A simple, moist loaf with a light nutty taste and a poppy seed crunch, perfect for breakfast or snacks.
Prep Time 15 minutes
Cook Time 1 hour
Total Time 1 hour 15 minutes
Servings: 12 slices
Course: Breakfast, Dessert, Snack
Cuisine: American
Calories: 220

Ingredients
  

Dry Ingredients
  • 3 cups flour All-purpose flour
  • 2.5 cups sugar Granulated sugar
  • 1.5 teaspoons salt Regular table salt
  • 1.5 teaspoons baking powder Baking powder
Wet Ingredients
  • 3 large eggs Beaten
  • 1.5 cups milk Any milk or milk alternative
  • 1 cup oil Vegetable or canola oil, plus 2 tbsp
  • 2 tablespoons poppy seeds For texture and flavor
  • 1.5 teaspoons vanilla extract
  • 1.5 teaspoons almond extract
  • 1.5 teaspoons butter flavoring
  • 0.25 cup fresh orange juice
Optional Glaze
  • 0.75 cup sugar For the glaze
  • 0.5 teaspoon vanilla extract
  • 0.5 teaspoon almond extract
  • 0.5 teaspoon oil

Method
 

Preparation
  1. Preheat the oven to 350°F (175°C). Grease your loaf pan and set aside.
  2. In a large bowl, whisk together the flour, sugar, salt, and baking powder.
  3. In a medium bowl, beat the eggs. Add the milk, oil, vanilla extract, almond extract, butter flavoring, and orange juice.
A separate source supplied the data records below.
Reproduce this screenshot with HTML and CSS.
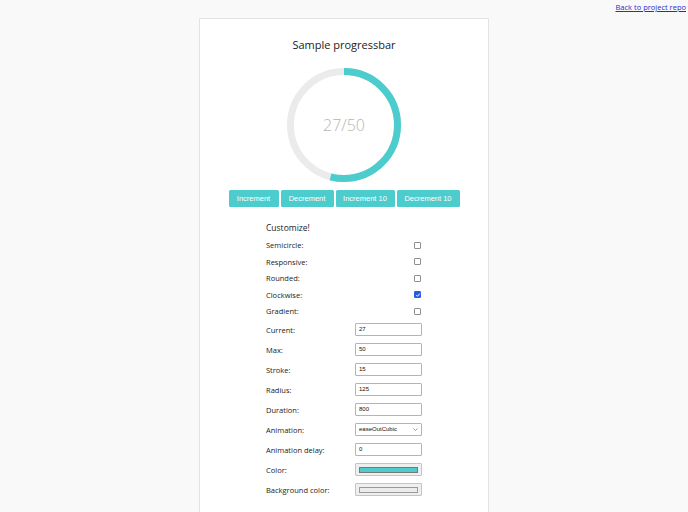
FILE: index.html
```html
<!DOCTYPE html>
<html>
<head>
<meta charset="utf-8">
<link rel="stylesheet" href="styles.css">
</head>
<body>
<div class="topbar"><a class="repo" href="#">Back to project repo</a></div>
<div class="card">
  <h1 class="title">Sample progressbar</h1>
  <div class="ring">
    <svg width="120" height="120" viewBox="0 0 120 120">
      <circle cx="60" cy="60" r="53.5" fill="none" stroke="#ebebeb" stroke-width="7"/>
      <circle cx="60" cy="60" r="53.5" fill="none" stroke="#4ccccd" stroke-width="7" stroke-dasharray="181.5 400" transform="rotate(-90 60 60)"/>
    </svg>
    <div class="ring-text">27/50</div>
  </div>
  <div class="buttons">
    <button class="btn b1">Increment</button>
    <button class="btn b2">Decrement</button>
    <button class="btn b3">Increment 10</button>
    <button class="btn b4">Decrement 10</button>
  </div>
  <div class="form">
    <div class="form-title">Customize!</div>
    <div class="row chk"><span class="lbl">Semicircle:</span><span class="box"></span></div>
    <div class="row chk"><span class="lbl">Responsive:</span><span class="box"></span></div>
    <div class="row chk"><span class="lbl">Rounded:</span><span class="box"></span></div>
    <div class="row chk"><span class="lbl">Clockwise:</span><span class="box on"><svg width="6" height="6" viewBox="0 0 6 6"><path d="M1.3 3.1 L2.5 4.3 L4.8 1.6" fill="none" stroke="#fff" stroke-width="1"/></svg></span></div>
    <div class="row chk"><span class="lbl">Gradient:</span><span class="box"></span></div>
    <div class="row inp"><span class="lbl">Current:</span><span class="field">27</span></div>
    <div class="row inp"><span class="lbl">Max:</span><span class="field">50</span></div>
    <div class="row inp"><span class="lbl">Stroke:</span><span class="field">15</span></div>
    <div class="row inp"><span class="lbl">Radius:</span><span class="field">125</span></div>
    <div class="row inp"><span class="lbl">Duration:</span><span class="field">800</span></div>
    <div class="row inp"><span class="lbl">Animation:</span><span class="field select">easeOutCubic<svg class="chev" width="5" height="3" viewBox="0 0 5 3"><path d="M0.5 0.5 L2.5 2.5 L4.5 0.5" fill="none" stroke="#777" stroke-width="0.7"/></svg></span></div>
    <div class="row inp"><span class="lbl">Animation delay:</span><span class="field">0</span></div>
    <div class="row inp"><span class="lbl">Color:</span><span class="field color"><span class="swatch teal"></span></span></div>
    <div class="row inp"><span class="lbl">Background color:</span><span class="field color"><span class="swatch grey"></span></span></div>
  </div>
</div>
</body>
</html>
```
FILE: styles.css
```css
html, body {
  margin: 0;
  padding: 0;
  height: 100%;
  overflow: hidden;
}
body {
  background: #f9f9f9;
  font-family: "Open Sans", "Liberation Sans", sans-serif;
  color: #222;
}
.topbar {
  position: absolute;
  top: 2px;
  right: 2px;
  font-size: 7.5px;
  line-height: 10px;
}
.repo {
  font-size: 7.5px;
  color: #2a2ad0;
  text-decoration: underline;
}
.card {
  margin: 18px auto 0;
  width: 288px;
  min-height: 600px;
  background: #fff;
  border: 1px solid #e3e3e3;
  display: flex;
  flex-direction: column;
  align-items: center;
}
.title {
  margin: 18px 0 0;
  font-size: 11px;
  font-weight: 400;
  line-height: 16px;
  color: #222;
}
.ring {
  margin-top: 12px;
  width: 120px;
  height: 120px;
  display: grid;
  place-items: center;
}
.ring svg, .ring-text {
  grid-area: 1 / 1;
}
.ring-text {
  font-size: 16px;
  font-weight: 300;
  color: #b5b5b5;
}
.buttons {
  margin-top: 5px;
  display: flex;
  gap: 2px;
}
.btn {
  height: 17px;
  padding: 0;
  border: none;
  border-radius: 1.5px;
  background: #4ccccd;
  color: #fff;
  font-family: "Liberation Sans", Arial, sans-serif;
  font-size: 7.5px;
}
.b1 { width: 50px; }
.b2 { width: 53px; }
.b3 { width: 59px; }
.b4 { width: 63px; }
.form {
  margin-top: 14px;
  width: 156px;
  display: flex;
  flex-direction: column;
}
.form-title {
  font-size: 8.5px;
  line-height: 14px;
  margin-bottom: 2px;
  color: #222;
}
.row {
  display: flex;
  justify-content: space-between;
  align-items: center;
  font-size: 7.5px;
  color: #222;
}
.row.chk { height: 16.5px; padding-right: 1px; }
.row.inp { height: 20px; }
.box {
  width: 5px;
  height: 5px;
  border: 0.8px solid #8f8f8f;
  border-radius: 1px;
  background: #fff;
  display: flex;
}
.box.on {
  background: #2a5ddb;
  border-color: #2a5ddb;
}
.box svg { margin: -0.5px; }
.field {
  box-sizing: border-box;
  width: 67px;
  height: 13px;
  border: 1px solid #b4b4b4;
  border-radius: 1px;
  background: #fff;
  font-family: "Liberation Sans", Arial, sans-serif;
  font-size: 6px;
  line-height: 11px;
  padding-left: 3px;
  color: #111;
  display: flex;
  align-items: center;
}
.field.select {
  justify-content: space-between;
  padding-right: 3px;
}
.field.color {
  background: #efefef;
  border-color: #c4c4c4;
  padding: 0 3px;
  justify-content: center;
}
.swatch {
  display: block;
  width: 100%;
  height: 4px;
  border: 0.7px solid #777;
}
.swatch.teal { background: #4ccccd; }
.swatch.grey { background: #ebebeb; border-color: #9a9a9a; }
```
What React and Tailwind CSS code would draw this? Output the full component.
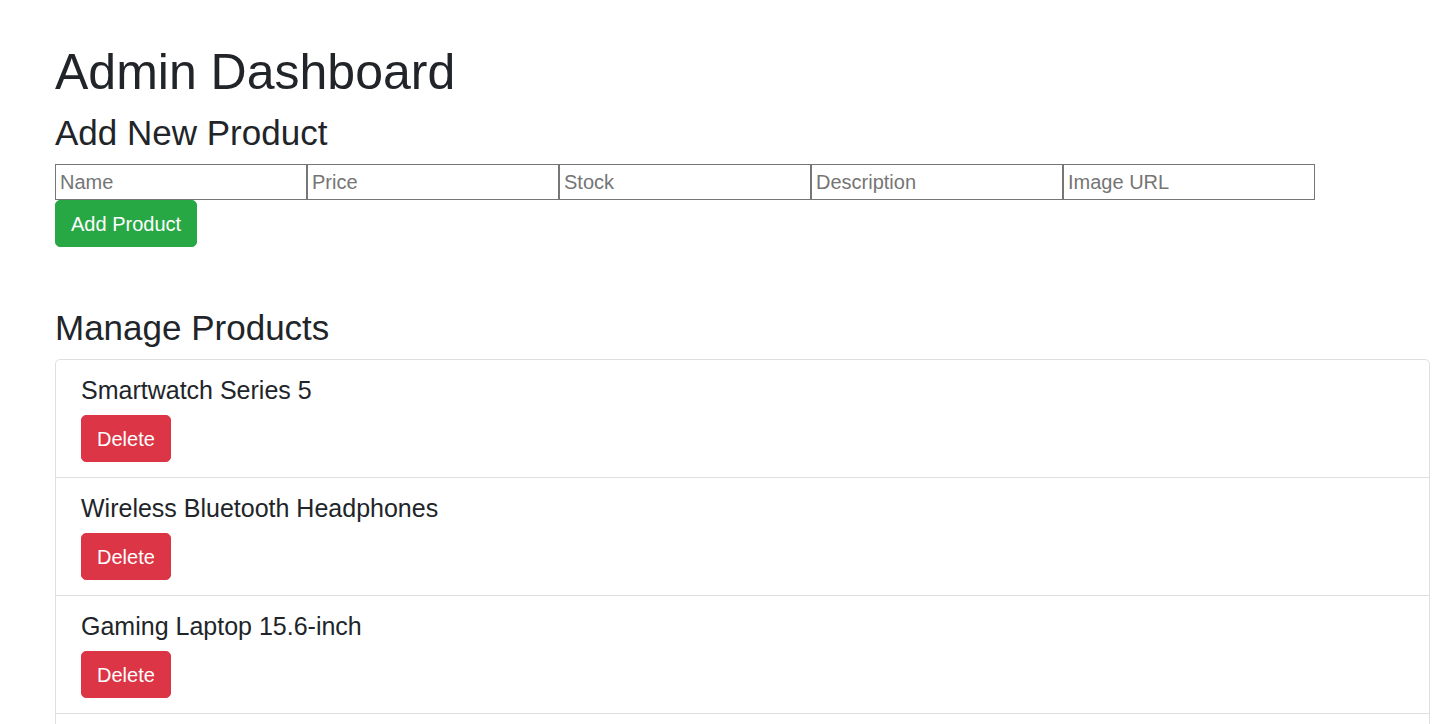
import React, { useState } from "react";

const initialProducts = [
    { id: 1, name: "Smartwatch Series 5" },
    { id: 2, name: "Wireless Bluetooth Headphones" },
    { id: 3, name: "Gaming Laptop 15.6-inch" },
    { id: 4, name: "4K Ultra HD Smart TV" },
];

const fields = [
    { key: "name", placeholder: "Name" },
    { key: "price", placeholder: "Price" },
    { key: "stock", placeholder: "Stock" },
    { key: "description", placeholder: "Description" },
    { key: "image", placeholder: "Image URL" },
];

const App = () => {
    const [products, setProducts] = useState(initialProducts);
    const [form, setForm] = useState({});

    const handleAdd = () => {
        if (!form.name) return;
        setProducts((prev) => [...prev, { id: Date.now(), name: form.name }]);
        setForm({});
    };

    const handleDelete = (id) => {
        setProducts((prev) => prev.filter((p) => p.id !== id));
    };

    return (
        <div className="min-h-screen bg-white text-[#212529] font-['Liberation_Sans',Arial,sans-serif] pl-[55px] pr-[17px] pt-[42px]">
            <h1 className="text-[50px] leading-[60px] mb-[10px]">Admin Dashboard</h1>

            {/* Add product form */}
            <h3 className="text-[35px] leading-[42px] mb-[10px]">Add New Product</h3>
            <div className="flex">
                {fields.map((f) => (
                    <input
                        key={f.key}
                        value={form[f.key] || ""}
                        onChange={(e) => setForm({ ...form, [f.key]: e.target.value })}
                        placeholder={f.placeholder}
                        className="w-[252px] h-[36px] border border-[#767676] pl-[4px] text-[20px] placeholder:text-[#757575] outline-none"
                    />
                ))}
            </div>
            <button
                onClick={handleAdd}
                className="bg-[#28a745] text-white text-[20px] leading-[30px] px-[15px] py-[7.5px] rounded-[5px] border border-[#28a745]"
            >
                Add Product
            </button>

            {/* Product list */}
            <h3 className="text-[35px] leading-[42px] mt-[60px] mb-[10px]">Manage Products</h3>
            <ul className="border border-[#dfdfdf] rounded-[5px]">
                {products.map((p, i) => (
                    <li
                        key={p.id}
                        className={`px-[25px] py-[15px] ${i > 0 ? "border-t border-[#dfdfdf]" : ""}`}
                    >
                        <h5 className="text-[25px] leading-[30px] mb-[10px]">{p.name}</h5>
                        <button
                            onClick={() => handleDelete(p.id)}
                            className="bg-[#dc3545] text-white text-[20px] leading-[30px] px-[15px] py-[7.5px] rounded-[5px] border border-[#dc3545]"
                        >
                            Delete
                        </button>
                    </li>
                ))}
            </ul>
        </div>
    );
};

export default App;
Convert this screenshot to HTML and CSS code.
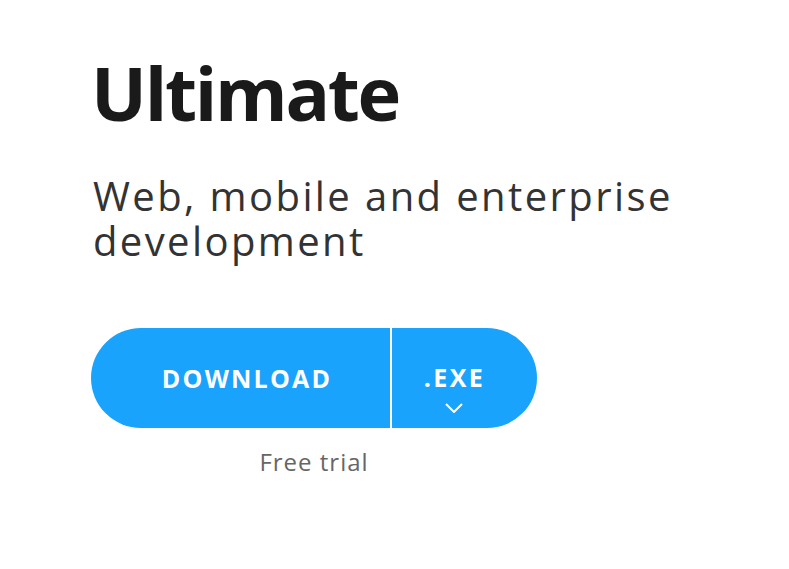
FILE: index.html
```html
<!DOCTYPE html>
<html lang="en">
<head>
<meta charset="utf-8">
<title>Ultimate</title>
<link rel="stylesheet" href="styles.css">
</head>
<body>
<main class="edition">
  <h1 class="edition-title">Ultimate</h1>
  <p class="edition-desc">Web, mobile and enterprise development</p>
  <div class="download">
    <div class="download-btn">
      <a class="download-main" href="#">DOWNLOAD</a>
      <span class="download-divider"></span>
      <button class="download-type" type="button">
        <span class="download-ext">.EXE</span>
        <svg class="chevron" width="18" height="10" viewBox="0 0 18 10" aria-hidden="true"><path d="M1 1 L9 9 L17 1" fill="none" stroke="#fff" stroke-width="2"/></svg>
      </button>
    </div>
    <div class="download-note">Free trial</div>
  </div>
</main>
</body>
</html>
```
FILE: styles.css
```css
html, body {
  margin: 0;
  padding: 0;
  background: #fff;
}
body {
  font-family: "Open Sans", "Noto Sans", sans-serif;
}
.edition {
  padding: 50px 0 0 91px;
}
.edition-title {
  margin: 0;
  font-size: 74px;
  line-height: 86px;
  font-weight: 700;
  color: #1a1a1a;
  letter-spacing: -2.3px;
}
.edition-desc {
  margin: 37px 0 0 2px;
  width: 640px;
  font-size: 40px;
  line-height: 45px;
  font-weight: 400;
  color: #333;
  letter-spacing: 2.4px;
}
.download {
  margin-top: 65px;
  width: 446px;
  display: flex;
  flex-direction: column;
}
.download-btn {
  display: flex;
  height: 100px;
  width: 446px;
  border-radius: 50px;
  overflow: hidden;
  background: #1aa3fc;
}
.download-main {
  width: 299px;
  display: flex;
  align-items: center;
  justify-content: center;
  padding-left: 13px;
  box-sizing: border-box;
  color: #fff;
  text-decoration: none;
  font-size: 25px;
  font-weight: 700;
  letter-spacing: 2.2px;
}
.download-divider {
  width: 2px;
  background: #fff;
}
.download-type {
  flex: 1;
  border: 0;
  background: transparent;
  color: #fff;
  display: flex;
  flex-direction: column;
  align-items: center;
  justify-content: flex-start;
  padding: 35px 22px 0 0;
  font-family: inherit;
  font-size: 25px;
  font-weight: 700;
  letter-spacing: 2.4px;
}
.download-ext {
  line-height: 28px;
  padding-left: 2px;
}
.chevron {
  margin-top: 12px;
}
.download-note {
  text-align: center;
  margin-top: 17px;
  font-size: 24px;
  letter-spacing: 1px;
  color: #666;
}
```
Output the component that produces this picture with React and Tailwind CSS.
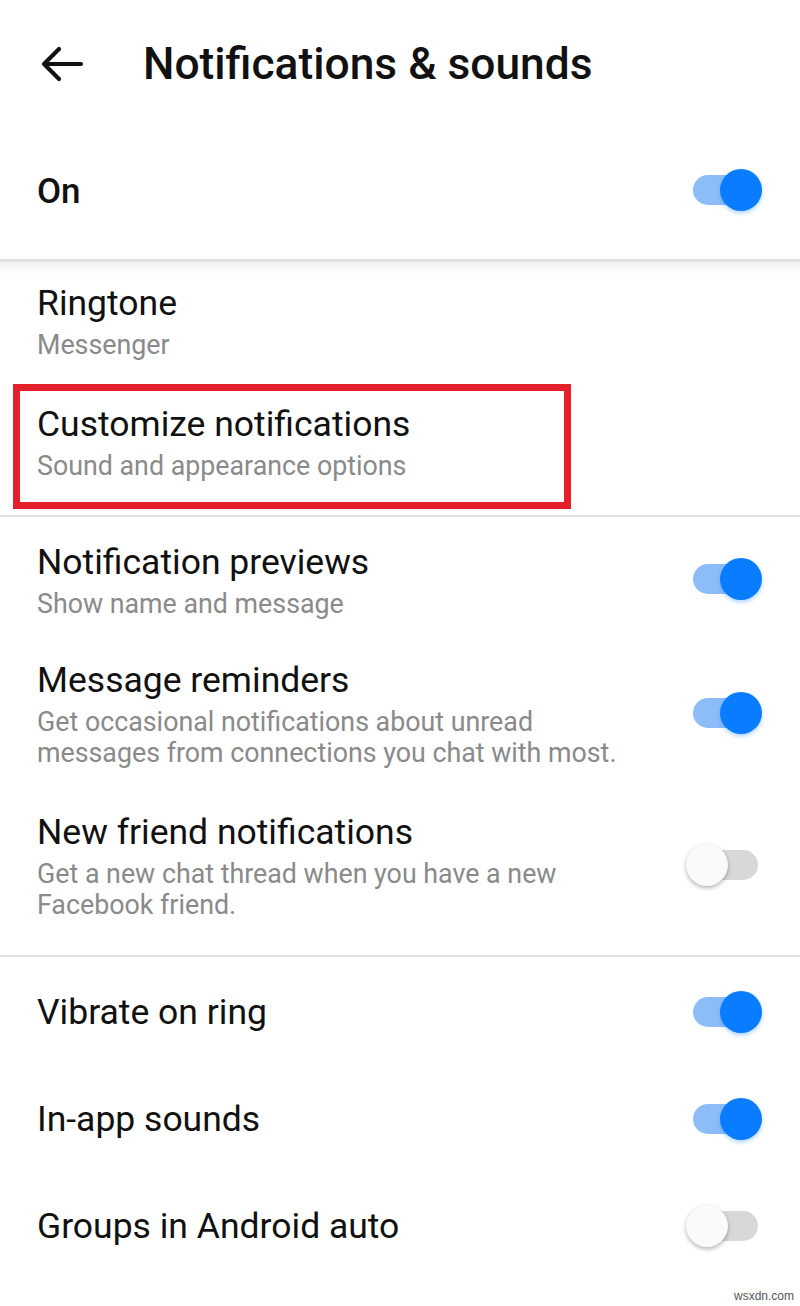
import React from "react";

function Toggle({ on }) {
  return (
    <div className="relative w-[76px] h-[44px] shrink-0 flex items-center">
      <div
        className={
          "absolute left-[7px] right-[4px] h-[30px] rounded-full " +
          (on ? "bg-[#8dbdf9]" : "bg-[#d8d8d8]")
        }
      />
      <div
        className={
          "absolute w-[42px] h-[42px] rounded-full " +
          (on
            ? "right-0 bg-[#0a7cff] shadow-[0_2px_4px_rgba(10,124,255,0.35)]"
            : "left-0 bg-[#fafafa] shadow-[0_2px_4px_rgba(0,0,0,0.3)]")
        }
      />
    </div>
  );
}

function TwoLine({ title, sub, className = "" }) {
  return (
    <div className={"flex flex-col " + className}>
      <div className="text-[35.5px] leading-[48px] text-[#111111]">{title}</div>
      <div className="mt-[3px] text-[26.8px] leading-[31px] text-[#8a8a8a]">
        {sub}
      </div>
    </div>
  );
}

function ToggleRow({ title, sub, on, className = "" }) {
  return (
    <div className={"flex items-center justify-between pl-[37px] pr-[38px] " + className}>
      <TwoLine title={title} sub={sub} />
      <Toggle on={on} />
    </div>
  );
}

function SimpleRow({ title, on }) {
  return (
    <div className="flex items-center justify-between h-[107px] pl-[37px] pr-[38px]">
      <div className="text-[35.5px] leading-[48px] text-[#111111]">{title}</div>
      <Toggle on={on} />
    </div>
  );
}

export default function App() {
  return (
    <div
      className="w-[800px] h-[1306px] bg-white overflow-hidden relative"
      style={{ fontFamily: "Roboto, 'Noto Sans', sans-serif" }}
    >
      {/* header */}
      <div className="h-[128px] flex items-center">
        <div className="w-[143px] flex items-center pl-[40px]">
          <svg width="44" height="36" viewBox="0 0 44 36" fill="none">
            <path
              d="M41 18H5M19 3L4 18l15 15"
              stroke="#111"
              strokeWidth="4.2"
              strokeLinecap="round"
              strokeLinejoin="round"
            />
          </svg>
        </div>
        <div className="text-[44.3px] font-medium text-[#111111] leading-none">
          Notifications &amp; sounds
        </div>
      </div>

      {/* On row */}
      <div className="h-[131px] flex items-center justify-between pl-[37px] pr-[38px]">
        <div className="text-[35px] font-medium text-[#111111] leading-none -mt-[4px]">On</div>
        <div className="-mt-[8px]">
          <Toggle on />
        </div>
      </div>

      {/* shadow divider */}
      <div className="h-[3px] bg-[#e2e2e2]" />
      <div className="h-[12px] bg-gradient-to-b from-[#f2f2f2] to-white" />

      {/* Ringtone */}
      <TwoLine title="Ringtone" sub="Messenger" className="pl-[37px] mt-[5px]" />

      {/* Customize notifications */}
      <div className="relative mt-[39px]">
        <TwoLine
          title="Customize notifications"
          sub="Sound and appearance options"
          className="pl-[37px]"
        />
        <div className="absolute left-[13px] top-[-16px] w-[558px] h-[125px] border-[7px] border-[#e3202c]" />
      </div>

      <div className="mt-[33px] h-[2px] bg-[#e0e0e0]" />

      <ToggleRow
        title="Notification previews"
        sub="Show name and message"
        on
        className="mt-[21px]"
      />
      <ToggleRow
        title="Message reminders"
        sub={
          <>
            Get occasional notifications about unread
            <br />
            messages from connections you chat with most.
          </>
        }
        on
        className="mt-[36px]"
      />
      <ToggleRow
        title="New friend notifications"
        sub={
          <>
            Get a new chat thread when you have a new
            <br />
            Facebook friend.
          </>
        }
        on={false}
        className="mt-[39px]"
      />

      <div className="mt-[34px] h-[2px] bg-[#e0e0e0]" />

      <div className="pt-[1px]">
        <SimpleRow title="Vibrate on ring" on />
        <SimpleRow title="In-app sounds" on />
        <SimpleRow title="Groups in Android auto" on={false} />
      </div>

      <div
        className="absolute right-[6px] bottom-[1px] text-[12px] text-[#555]"
        style={{ fontFamily: "'Liberation Sans', Arial, sans-serif" }}
      >
        wsxdn.com
      </div>
    </div>
  );
}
Mix until smooth.
  4. Pour the wet mix into the dry mix. Stir gently until just combined. Do not over-mix.
  5. Fold in the poppy seeds. The batter will be thick.
Baking
  1. Pour batter into the prepared loaf pan. Tap the pan on the counter to remove big air bubbles.
  2. Bake for 55 to 65 minutes, or until a toothpick in the center comes out clean.
  3. Let the bread cool in the pan for 10 minutes. Then move it to a cooling rack to cool fully.
Making the Glaze
  1. Mix the sugar with vanilla extract, almond extract, and oil. Add a tablespoon of warm water if needed to make a pourable glaze.
  2. Drizzle over the cooled loaf and let set for 10 minutes.

Notes

This bread is good for meal prep. Keep sliced bread in an airtight container for grab-and-go mornings. To freeze: Cool completely, wrap tightly, and label with the date.